Buchkritik

Ronya Othmann - Die Sommer

Stand
Autor/in
Carsten Otte

Der Debütroman der 1993 in München geborenen Autorin Ronya Othmann erzählt von der Zerrissenheit eines jesidischen Mädchens, das in Deutschland aufwächst, deren familiäre Wurzeln aber im kurdischen Teil Syriens liegen.

Leyla hat ihren Rucksack gepackt. Sie hat sich entschieden. Sie wird Deutschland verlassen, aufbrechen in ein anderes Leben. Während Leyla auf die Straßenbahn wartet, besucht sie im Kopf noch einmal das Haus der Großeltern im Norden Syriens. Denkt an die unbeschwerten Sommerferien, die sie dort Jahr für Jahr verbracht hat. Stellt sich die karge Landschaft vor, erkennt in der Ferne „eine Bergkette, die Grenze zur Türkei“.

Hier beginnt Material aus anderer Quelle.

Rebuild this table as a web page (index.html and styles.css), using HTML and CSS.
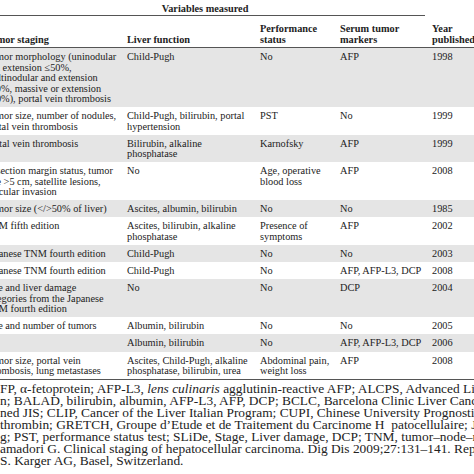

Hätte ich damals schon gewusst, was noch kommt, dachte Leyla, ich hätte eine Kamera mitgenommen. Alle meine Sommer bei den Großeltern über hätte ich alles fotografiert. Jedes Haus, jeden Stein, jede Pflanze im Garten. (…) Ich hätte das getan, dachte Leyla, damit nichts jemals verloren gehen kann.

Was sich an dieser Grenze abgespielt hat, war der Genozid an den kurdischen Jesiden, jener uralten Glaubensgemeinschaft, die ursprünglich im nördlichen Irak, Nordsyrien und in der südöstlichen Türkei lebten.

Leyla erfährt von den Gräueltaten zunächst aus sicherer Distanz. Sie lebt in einem Ort bei München, und der Roman erzählt im Rückblick, warum sie mitten im syrischen Bürgerkrieg in die Heimat des Vaters reist.

Ein politisch relevanter Text, der leider erzähltechnisch überfrachtet und mindestens so zerrissen ist wie die schematisch gezeichnete Hauptfigur.